Since both the odd-numbered terms of $y$ (which are $x_k$) and the even-numbered terms of $y$ (which are $x_{k^2}$) are just terms from the $x$ sequence that go further and further along, they will both get closer and closer to the same number L.
When all the odd terms of a sequence get close to L, and all the even terms of the same sequence also get close to L, then the whole sequence must get close to L! So, if $\\{x_n\\}$ converges to L, then $\\{y_n\\}$ converges to L.

**Part 2: If $\\{y_n\\}$ converges to L, then $\\{x_n\\}$ converges to L.**
Now, let's say the $y$ sequence gets closer and closer to some number L.
Remember how $y_{2k-1}$ is just $x_k$? This means that $y_1=x_1, y_3=x_2, y_5=x_3, \dots$.
Since the entire $y$ sequence is getting closer and closer to L, then its odd-numbered terms ($y_1, y_3, y_5, \dots$) must also be getting closer and closer to L.
And because these odd-numbered terms of $y$ are exactly the $x$ sequence itself ($x_1, x_2, x_3, \dots$), it means the $x$ sequence must also be getting closer and closer to L! So, if $\\{y_n\\}$ converges to L, then $\\{x_n\\}$ converges to L.

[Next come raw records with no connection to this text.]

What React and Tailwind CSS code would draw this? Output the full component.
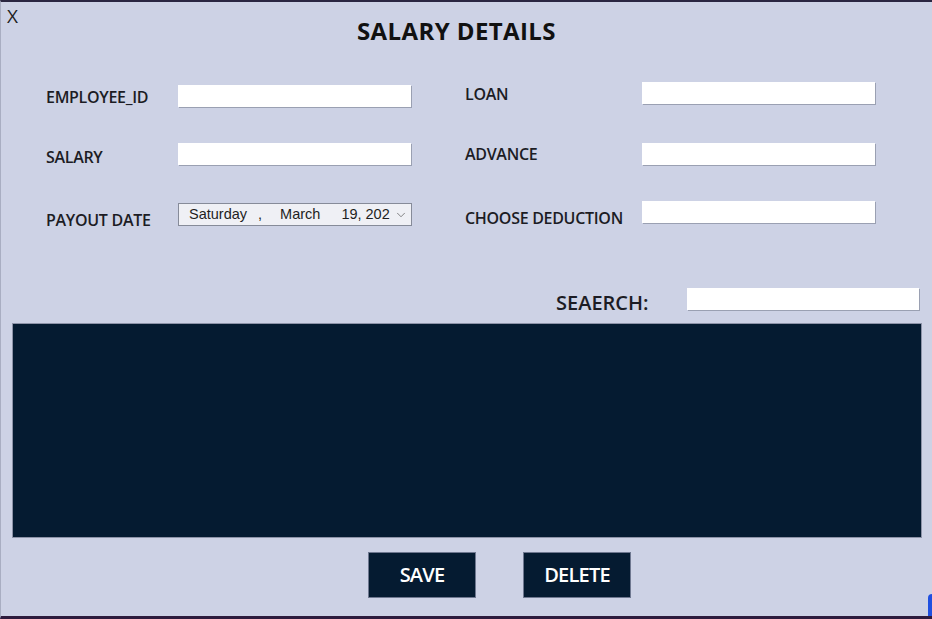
import React from 'react';
import { ChevronDown } from 'lucide-react';

const font = { fontFamily: '"Open Sans", "Noto Sans", sans-serif' };

const Field = ({ label, labelTop = 'mt-1', labelWidth = 'w-[132px]', children }) => (
  <div className="flex items-start">
    <span className={`${labelWidth} ${labelTop} shrink-0 whitespace-nowrap text-[16px] font-semibold text-[#1c1c24] leading-5 tracking-[-0.3px]`}>
      {label}
    </span>
    {children}
  </div>
);

const TextBox = () => (
  <div className="w-[233px] h-[22px] shrink-0 bg-white shadow-[1px_1px_0_#9aa0b2]" />
);

const DatePicker = () => (
  <div
    className="w-[234px] h-[23px] shrink-0 whitespace-nowrap overflow-hidden bg-[#eff0f5] border border-[#868b99] flex items-center pl-[10px] pr-1 text-[14.5px] text-[#1e1e1e]"
    style={{ fontFamily: '"Liberation Sans", Arial, sans-serif' }}
  >
    <span>Saturday</span>
    <span className="ml-[11px]">,</span>
    <span className="ml-[18px]">March</span>
    <span className="ml-[21px]">19, 202</span>
    <ChevronDown size={14} strokeWidth={1.2} className="ml-[4px] shrink-0 text-[#555]" />
  </div>
);

export default function App() {
  return (
    <div
      className="relative w-[932px] h-[619px] bg-[#cdd2e5] border-t-2 border-t-[#2a2641] border-b-[3px] border-b-[#2d1b3d] border-l border-l-[#a9aec2] overflow-hidden flex flex-col"
      style={font}
    >
      <button className="absolute left-[6px] top-[5px] text-[19px] leading-none text-[#222] font-normal">
        X
      </button>

      <h1 className="mt-[13px] ml-[356px] text-[24px] font-bold text-[#111] leading-8 tracking-[0.4px]">
        SALARY DETAILS
      </h1>

      <div className="flex mt-[38px]">
        <div className="ml-[45px] w-[419px] flex flex-col">
          <div>
            <Field label="EMPLOYEE_ID" labelTop="mt-[2px]">
              <TextBox />
            </Field>
          </div>
          <div className="mt-[36px]">
            <Field label="SALARY" labelTop="mt-[4px]">
              <TextBox />
            </Field>
          </div>
          <div className="mt-[36px]">
            <Field label="PAYOUT DATE" labelTop="mt-[7px]">
              <DatePicker />
            </Field>
          </div>
        </div>

        <div className="-mt-[3px] flex flex-col">
          <div>
            <Field label="LOAN" labelWidth="w-[177px]" labelTop="mt-[2px]">
              <TextBox />
            </Field>
          </div>
          <div className="mt-[39px]">
            <Field label="ADVANCE" labelWidth="w-[177px]" labelTop="mt-[1px]">
              <TextBox />
            </Field>
          </div>
          <div className="mt-[36px]">
            <Field label="CHOOSE DEDUCTION" labelWidth="w-[177px]" labelTop="mt-[7px]">
              <TextBox />
            </Field>
          </div>
        </div>
      </div>

      <div className="flex items-start mt-[58px] ml-[555px]">
        <span className="w-[131px] mt-[3px] text-[20px] font-semibold text-[#1c1c24] leading-6">SEAERCH:</span>
        <div className="w-[232px] h-[22px] bg-white shadow-[1px_1px_0_#9aa0b2]" />
      </div>

      <div className="mt-[8px] ml-[11px] w-[910px] h-[215px] bg-[#051b31] border border-[#8d93a8]" />

      <div className="flex gap-[47px] mt-[14px] ml-[367px]">
        <button
          className="w-[108px] h-[46px] bg-[#051b31] border border-[#6f7890] text-white text-[20px] font-semibold tracking-[-0.8px]"
        >
          SAVE
        </button>
        <button
          className="w-[108px] h-[46px] bg-[#051b31] border border-[#6f7890] text-white text-[20px] font-semibold tracking-[-0.8px]"
        >
          DELETE
        </button>
      </div>

      <div className="absolute right-0 bottom-0 w-[4px] h-[22px] bg-[#1f4fe0] rounded-tl-[4px]" />
    </div>
  );
}
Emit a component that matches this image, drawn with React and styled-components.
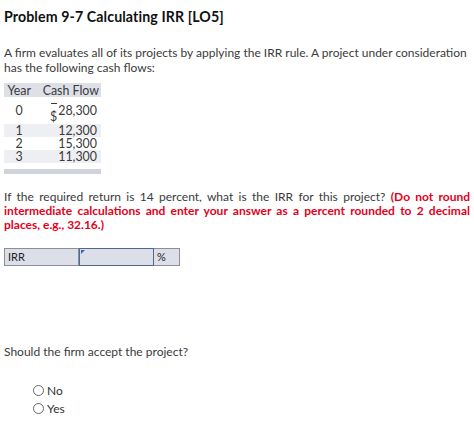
import React from "react";
import styled, { createGlobalStyle } from "styled-components";

const GlobalStyle = createGlobalStyle`
  html, body {
    margin: 0;
    padding: 0;
    background: #fff;
  }
  body {
    font-family: Lato, "Open Sans", "Liberation Sans", sans-serif;
    color: #333;
  }
`;

const Page = styled.div`
  width: 474px;
  height: 424px;
  box-sizing: border-box;
  padding: 8px 4px 0 4px;
  overflow: hidden;
`;

const Title = styled.h1`
  margin: 0;
  font-size: 14.2px;
  line-height: 18px;
  font-weight: 700;
  color: #111;
  letter-spacing: 0.1px;
`;

const Text = styled.p`
  margin: ${(p) => p.margin || "0"};
  font-size: 12px;
  line-height: ${(p) => p.lh || 14}px;
  color: #3a3a3a;
  text-align: ${(p) => (p.justify ? "justify" : "left")};
`;

const Red = styled.span`
  color: #e4001b;
  font-weight: 700;
`;

const Table = styled.table`
  margin-top: 8px;
  border-collapse: collapse;
  width: 97px;
  font-size: 12.4px;
  color: #3a3a3a;
  border-bottom: 5px solid #cfd3da;
`;

const HeadCell = styled.th`
  background: #dde0e7;
  font-weight: 400;
  padding: 0 2px;
  height: 14px;
  line-height: 13px;
  text-align: ${(p) => p.align || "center"};
`;

const Row = styled.tr`
  background: ${(p) => (p.shaded ? "#eeeff2" : "#fff")};
`;

const Cell = styled.td`
  padding: 0 4px;
  height: ${(p) => p.h || 13}px;
  line-height: 13px;
  text-align: ${(p) => p.align || "center"};
  vertical-align: middle;
`;

const Dollar = styled.span`
  position: relative;
  display: inline-block;
  top: 6px;
  margin-right: 1px;
  &::before {
    content: "";
    position: absolute;
    left: 1px;
    top: -7px;
    width: 6px;
    border-top: 1px solid #3a3a3a;
  }
`;

const Spacer = styled.tr`
  height: 8px;
`;

const AnswerRow = styled.div`
  margin-top: 16px;
  display: flex;
  height: 18px;
  font-size: 11px;
  color: #222;
`;

const Label = styled.div`
  width: ${(p) => p.w}px;
  box-sizing: border-box;
  background: #dcdfe8;
  border: 1px solid #8a8f99;
  ${(p) => (p.noLeft ? "border-left: none;" : "")}
  padding: 2px 3px;
  line-height: 12px;
`;

const Input = styled.div`
  position: relative;
  width: 75px;
  box-sizing: border-box;
  background: #dcdfe8;
  border: 1px solid #4c6a8e;
  &::before {
    content: "";
    position: absolute;
    left: 1px;
    top: 1px;
    border-top: 4px solid #2f66b0;
    border-right: 4px solid transparent;
  }
`;

const Choices = styled.div`
  margin: 25px 0 0 29px;
  display: flex;
  flex-direction: column;
  gap: 4px;
`;

const Choice = styled.label`
  display: flex;
  align-items: center;
  gap: 3px;
  font-size: 12px;
  color: #333;
  line-height: 14px;
`;

const Radio = styled.span`
  width: 9px;
  height: 9px;
  border-radius: 50%;
  border: 1px solid #666;
  background: #fff;
`;

export default function App() {
  return (
    <>
      <GlobalStyle />
      <Page>
        <Title>Problem 9-7 Calculating IRR [LO5]</Title>
        <Text margin="19px 0 0 0" lh={15}>
          A firm evaluates all of its projects by applying the IRR rule. A project under consideration
          has the following cash flows:
        </Text>
        <Table>
          <thead>
            <tr>
              <HeadCell>Year</HeadCell>
              <HeadCell align="right">Cash Flow</HeadCell>
            </tr>
          </thead>
          <tbody>
            <Row>
              <Cell h={27}>0</Cell>
              <Cell h={27} align="right">
                <Dollar>$</Dollar>28,300
              </Cell>
            </Row>
            <Row shaded>
              <Cell>1</Cell>
              <Cell align="right">12,300</Cell>
            </Row>
            <Row>
              <Cell>2</Cell>
              <Cell align="right">15,300</Cell>
            </Row>
            <Row shaded>
              <Cell>3</Cell>
              <Cell align="right">11,300</Cell>
            </Row>
            <Spacer />
          </tbody>
        </Table>
        <Text margin="16px 0 0 0" justify>
          If the required return is 14 percent, what is the IRR for this project?{" "}
          <Red>
            (Do not round intermediate calculations and enter your answer as a percent rounded to 2
            decimal places, e.g., 32.16.)
          </Red>
        </Text>
        <AnswerRow>
          <Label w={75}>IRR</Label>
          <Input />
          <Label w={26} noLeft>%</Label>
        </AnswerRow>
        <Text margin="79px 0 0 0">Should the firm accept the project?</Text>
        <Choices>
          <Choice>
            <Radio />
            No
          </Choice>
          <Choice>
            <Radio />
            Yes
          </Choice>
        </Choices>
      </Page>
    </>
  );
}
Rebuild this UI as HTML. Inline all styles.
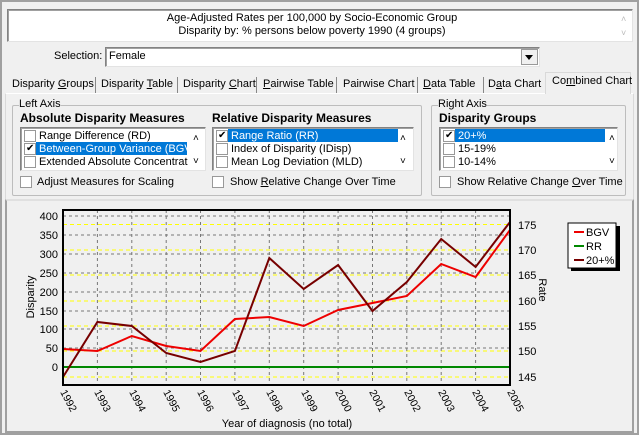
<!DOCTYPE html>
<html><head><meta charset="utf-8"><style>
*{box-sizing:border-box}
body{margin:0;width:639px;height:435px;background:#f0f0f0;font-family:"Liberation Sans",sans-serif;font-size:11px;color:#000;position:relative;overflow:hidden}
.a{position:absolute;white-space:nowrap}
.sunk{position:absolute;background:#fff;border:1px solid #828282;border-right-color:#e3e3e3;border-bottom-color:#e3e3e3;box-shadow:inset 1px 1px 0 #a0a0a0}
.grp{position:absolute;border:1px solid #bdbdbd;border-radius:2px}
.cb{position:absolute;width:12px;height:12px;border:1px solid #999;background:#fff}
.ck{position:absolute;font-size:10px;line-height:12px}
.sel{position:absolute;background:#0078d7;color:#fff}
.b{font-weight:bold;font-size:12px}
u{text-decoration:underline}
</style></head><body>
<div class="a" style="left:0;top:0;width:639px;height:435px;border:2px solid #a0a0a0"></div>
<div class="sunk" style="left:7px;top:9px;width:626px;height:33px"></div>
<div class="a" style="left:7px;top:12px;width:610px;text-align:center;line-height:13px">Age-Adjusted Rates per 100,000 by Socio-Economic Group<br>Disparity by: % persons below poverty 1990 (4 groups)</div>
<div class="a" style="left:621px;top:14px;color:#bbb;font-size:9px">&#708;</div>
<div class="a" style="left:621px;top:28px;color:#bbb;font-size:9px">&#709;</div>
<div class="a" style="left:54px;top:50px">Selection:</div>
<div class="sunk" style="left:105px;top:47px;width:435px;height:20px"></div>
<div class="a" style="left:109px;top:50px">Female</div>
<div class="a" style="left:521px;top:49px;width:17px;height:16px;background:#f0f0f0;border:1px solid #999"></div>
<div class="a" style="left:525px;top:55px;width:0;height:0;border-left:4px solid transparent;border-right:4px solid transparent;border-top:5px solid #000"></div>
<div class="a" style="left:5px;top:93px;width:629px;height:339px;border:1px solid #d9d9d9;border-top-color:#fff;background:#f0f0f0"></div>
<div class="a" style="left:12px;top:78px">Disparity <u>G</u>roups</div>
<div class="a" style="left:95px;top:77px;border-left:1px solid #888;height:16px"></div>
<div class="a" style="left:101px;top:78px">Disparity <u>T</u>able</div>
<div class="a" style="left:177px;top:77px;border-left:1px solid #888;height:16px"></div>
<div class="a" style="left:183px;top:78px">Disparity <u>C</u>hart</div>
<div class="a" style="left:256px;top:77px;border-left:1px solid #888;height:16px"></div>
<div class="a" style="left:263px;top:78px"><u>P</u>airwise Table</div>
<div class="a" style="left:336px;top:77px;border-left:1px solid #888;height:16px"></div>
<div class="a" style="left:343px;top:78px">Pairwise Chart</div>
<div class="a" style="left:417px;top:77px;border-left:1px solid #888;height:16px"></div>
<div class="a" style="left:423px;top:78px"><u>D</u>ata Table</div>
<div class="a" style="left:483px;top:77px;border-left:1px solid #888;height:16px"></div>
<div class="a" style="left:488px;top:78px">D<u>a</u>ta Chart</div>
<div class="a" style="left:545px;top:72px;width:86px;height:22px;border:1px solid #d9d9d9;border-bottom:none;background:#f0f0f0"></div>
<div class="a" style="left:552px;top:75px">Co<u>m</u>bined Chart</div>
<div class="grp" style="left:12px;top:105px;width:410px;height:91px"></div>
<div class="a" style="left:19px;top:98px;background:#f0f0f0">Left Axis</div>
<div class="a b" style="left:20px;top:111px">Absolute Disparity Measures</div>
<div class="a b" style="left:212px;top:111px">Relative Disparity Measures</div>
<div class="sunk" style="left:20px;top:127px;width:186px;height:44px"></div>
<div class="sunk" style="left:212px;top:127px;width:202px;height:44px"></div>
<div class="a" style="left:193px;top:133px;font-size:10px">&#708;</div>
<div class="a" style="left:193px;top:156px;font-size:10px">&#709;</div>
<div class="a" style="left:400px;top:133px;font-size:10px">&#708;</div>
<div class="a" style="left:400px;top:156px;font-size:10px">&#709;</div>
<div class="cb" style="left:24px;top:130px"></div>
<div class="a" style="left:39px;top:130px">Range Difference (RD)</div>
<div class="sel" style="left:36px;top:142px;width:151px;height:13px"></div>
<div class="cb" style="left:24px;top:143px"></div><div class="ck" style="left:26px;top:143px">&#10004;</div>
<div class="a" style="left:39px;top:143px;color:#fff">Between-Group Variance (BGV</div>
<div class="cb" style="left:24px;top:156px"></div>
<div class="a" style="left:39px;top:156px;width:149px;overflow:hidden">Extended Absolute Concentratio</div>
<div class="sel" style="left:228px;top:129px;width:170px;height:13px"></div>
<div class="cb" style="left:216px;top:130px"></div><div class="ck" style="left:218px;top:130px">&#10004;</div>
<div class="a" style="left:231px;top:130px;color:#fff">Range Ratio (RR)</div>
<div class="cb" style="left:216px;top:143px"></div>
<div class="a" style="left:231px;top:143px">Index of Disparity (IDisp)</div>
<div class="cb" style="left:216px;top:156px"></div>
<div class="a" style="left:231px;top:156px">Mean Log Deviation (MLD)</div>
<div class="cb" style="left:20px;top:176px"></div>
<div class="a" style="left:37px;top:176px">Adjust Measures for Scaling</div>
<div class="cb" style="left:212px;top:176px"></div>
<div class="a" style="left:230px;top:176px">Show <u>R</u>elative Change Over Time</div>
<div class="grp" style="left:431px;top:105px;width:195px;height:91px"></div>
<div class="a" style="left:438px;top:98px;background:#f0f0f0">Right Axis</div>
<div class="a b" style="left:439px;top:111px">Disparity Groups</div>
<div class="sunk" style="left:439px;top:127px;width:179px;height:44px"></div>
<div class="a" style="left:609px;top:133px;font-size:10px">&#708;</div>
<div class="a" style="left:609px;top:156px;font-size:10px">&#709;</div>
<div class="sel" style="left:455px;top:129px;width:150px;height:13px"></div>
<div class="cb" style="left:443px;top:130px"></div><div class="ck" style="left:445px;top:130px">&#10004;</div>
<div class="a" style="left:458px;top:130px;color:#fff">20+%</div>
<div class="cb" style="left:443px;top:143px"></div>
<div class="a" style="left:458px;top:143px">15-19%</div>
<div class="cb" style="left:443px;top:156px"></div>
<div class="a" style="left:458px;top:156px">10-14%</div>
<div class="cb" style="left:439px;top:176px"></div>
<div class="a" style="left:457px;top:176px">Show Relative Change <u>O</u>ver Time</div>
<div class="a" style="left:5px;top:199px;width:629px;height:234px;border:2px solid #a0a0a0;border-top-color:#e0e0e0"></div>
<svg class="a" style="left:0;top:0" width="639" height="435" font-family="Liberation Sans,sans-serif" font-size="11">
<g stroke="#ff0" stroke-width="1" stroke-dasharray="4,3">
<line x1="63" x2="510" y1="224.5" y2="224.5"/><line x1="63" x2="510" y1="250" y2="250"/><line x1="63" x2="510" y1="275" y2="275"/><line x1="63" x2="510" y1="301" y2="301"/><line x1="63" x2="510" y1="326" y2="326"/><line x1="63" x2="510" y1="351" y2="351"/><line x1="63" x2="510" y1="377" y2="377"/>
</g>
<g stroke="#777" stroke-width="1" stroke-dasharray="3,3">
<line x1="63" x2="510" y1="216" y2="216"/><line x1="63" x2="510" y1="235" y2="235"/><line x1="63" x2="510" y1="254" y2="254"/><line x1="63" x2="510" y1="273" y2="273"/><line x1="63" x2="510" y1="292" y2="292"/><line x1="63" x2="510" y1="311" y2="311"/><line x1="63" x2="510" y1="329" y2="329"/><line x1="63" x2="510" y1="348" y2="348"/>
<line x1="97.4" x2="97.4" y1="210" y2="385"/><line x1="131.8" x2="131.8" y1="210" y2="385"/><line x1="166.2" x2="166.2" y1="210" y2="385"/><line x1="200.5" x2="200.5" y1="210" y2="385"/><line x1="234.9" x2="234.9" y1="210" y2="385"/><line x1="269.3" x2="269.3" y1="210" y2="385"/><line x1="303.7" x2="303.7" y1="210" y2="385"/><line x1="338.1" x2="338.1" y1="210" y2="385"/><line x1="372.5" x2="372.5" y1="210" y2="385"/><line x1="406.8" x2="406.8" y1="210" y2="385"/><line x1="441.2" x2="441.2" y1="210" y2="385"/><line x1="475.6" x2="475.6" y1="210" y2="385"/>
</g>
<line x1="63" x2="510" y1="367" y2="367" stroke="#080" stroke-width="2"/>
<polyline fill="none" stroke="#e00" stroke-width="2" points="63,349 97.4,351 131.8,336 166.2,346 200.5,351 234.9,319 269.3,317 303.7,326 338.1,310 372.5,303 406.8,296 441.2,264 475.6,277 510,230"/>
<polyline fill="none" stroke="#700" stroke-width="2" points="63,377 97.4,322 131.8,326 166.2,353 200.5,362 234.9,351 269.3,258 303.7,289 338.1,265 372.5,311 406.8,282 441.2,239 475.6,267 510,222"/>
<rect x="63" y="210" width="447" height="175" fill="none" stroke="#000" stroke-width="2"/>
<g text-anchor="end">
<text x="58" y="220">400</text><text x="58" y="239">350</text><text x="58" y="258">300</text><text x="58" y="277">250</text><text x="58" y="296">200</text><text x="58" y="315">150</text><text x="58" y="333">100</text><text x="58" y="352">50</text><text x="58" y="371">0</text>
</g>
<g><text x="518" y="229">175</text><text x="518" y="254">170</text><text x="518" y="279">165</text><text x="518" y="305">160</text><text x="518" y="330">155</text><text x="518" y="355">150</text><text x="518" y="381">145</text></g>
<text transform="translate(34,297) rotate(-90)" text-anchor="middle">Disparity</text>
<text transform="translate(539,290) rotate(90)" text-anchor="middle">Rate</text>
<g font-size="10.5">
<text transform="translate(60,392) rotate(62)">1992</text><text transform="translate(94,392) rotate(62)">1993</text><text transform="translate(129,392) rotate(62)">1994</text><text transform="translate(163,392) rotate(62)">1995</text><text transform="translate(197,392) rotate(62)">1996</text><text transform="translate(232,392) rotate(62)">1997</text><text transform="translate(266,392) rotate(62)">1998</text><text transform="translate(301,392) rotate(62)">1999</text><text transform="translate(335,392) rotate(62)">2000</text><text transform="translate(369,392) rotate(62)">2001</text><text transform="translate(404,392) rotate(62)">2002</text><text transform="translate(438,392) rotate(62)">2003</text><text transform="translate(472,392) rotate(62)">2004</text><text transform="translate(507,392) rotate(62)">2005</text>
</g>
<text x="287" y="427" text-anchor="middle">Year of diagnosis (no total)</text>
<rect x="571" y="226" width="49" height="45" fill="#000"/>
<rect x="568" y="223" width="48" height="45" fill="#fff" stroke="#000"/>
<line x1="574" x2="584" y1="232" y2="232" stroke="#e00" stroke-width="2"/><text x="586" y="236">BGV</text>
<line x1="574" x2="584" y1="246" y2="246" stroke="#080" stroke-width="2"/><text x="586" y="250">RR</text>
<line x1="574" x2="584" y1="260" y2="260" stroke="#700" stroke-width="2"/><text x="586" y="264">20+%</text>
</svg>
</body></html>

Since we showed that if $x$ converges, $y$ converges (and to the same limit), AND if $y$ converges, $x$ converges (and to the same limit), we can say that one converges "if and only if" the other one converges. And in both cases, they end up getting close to the same number L, which means their limits are the same!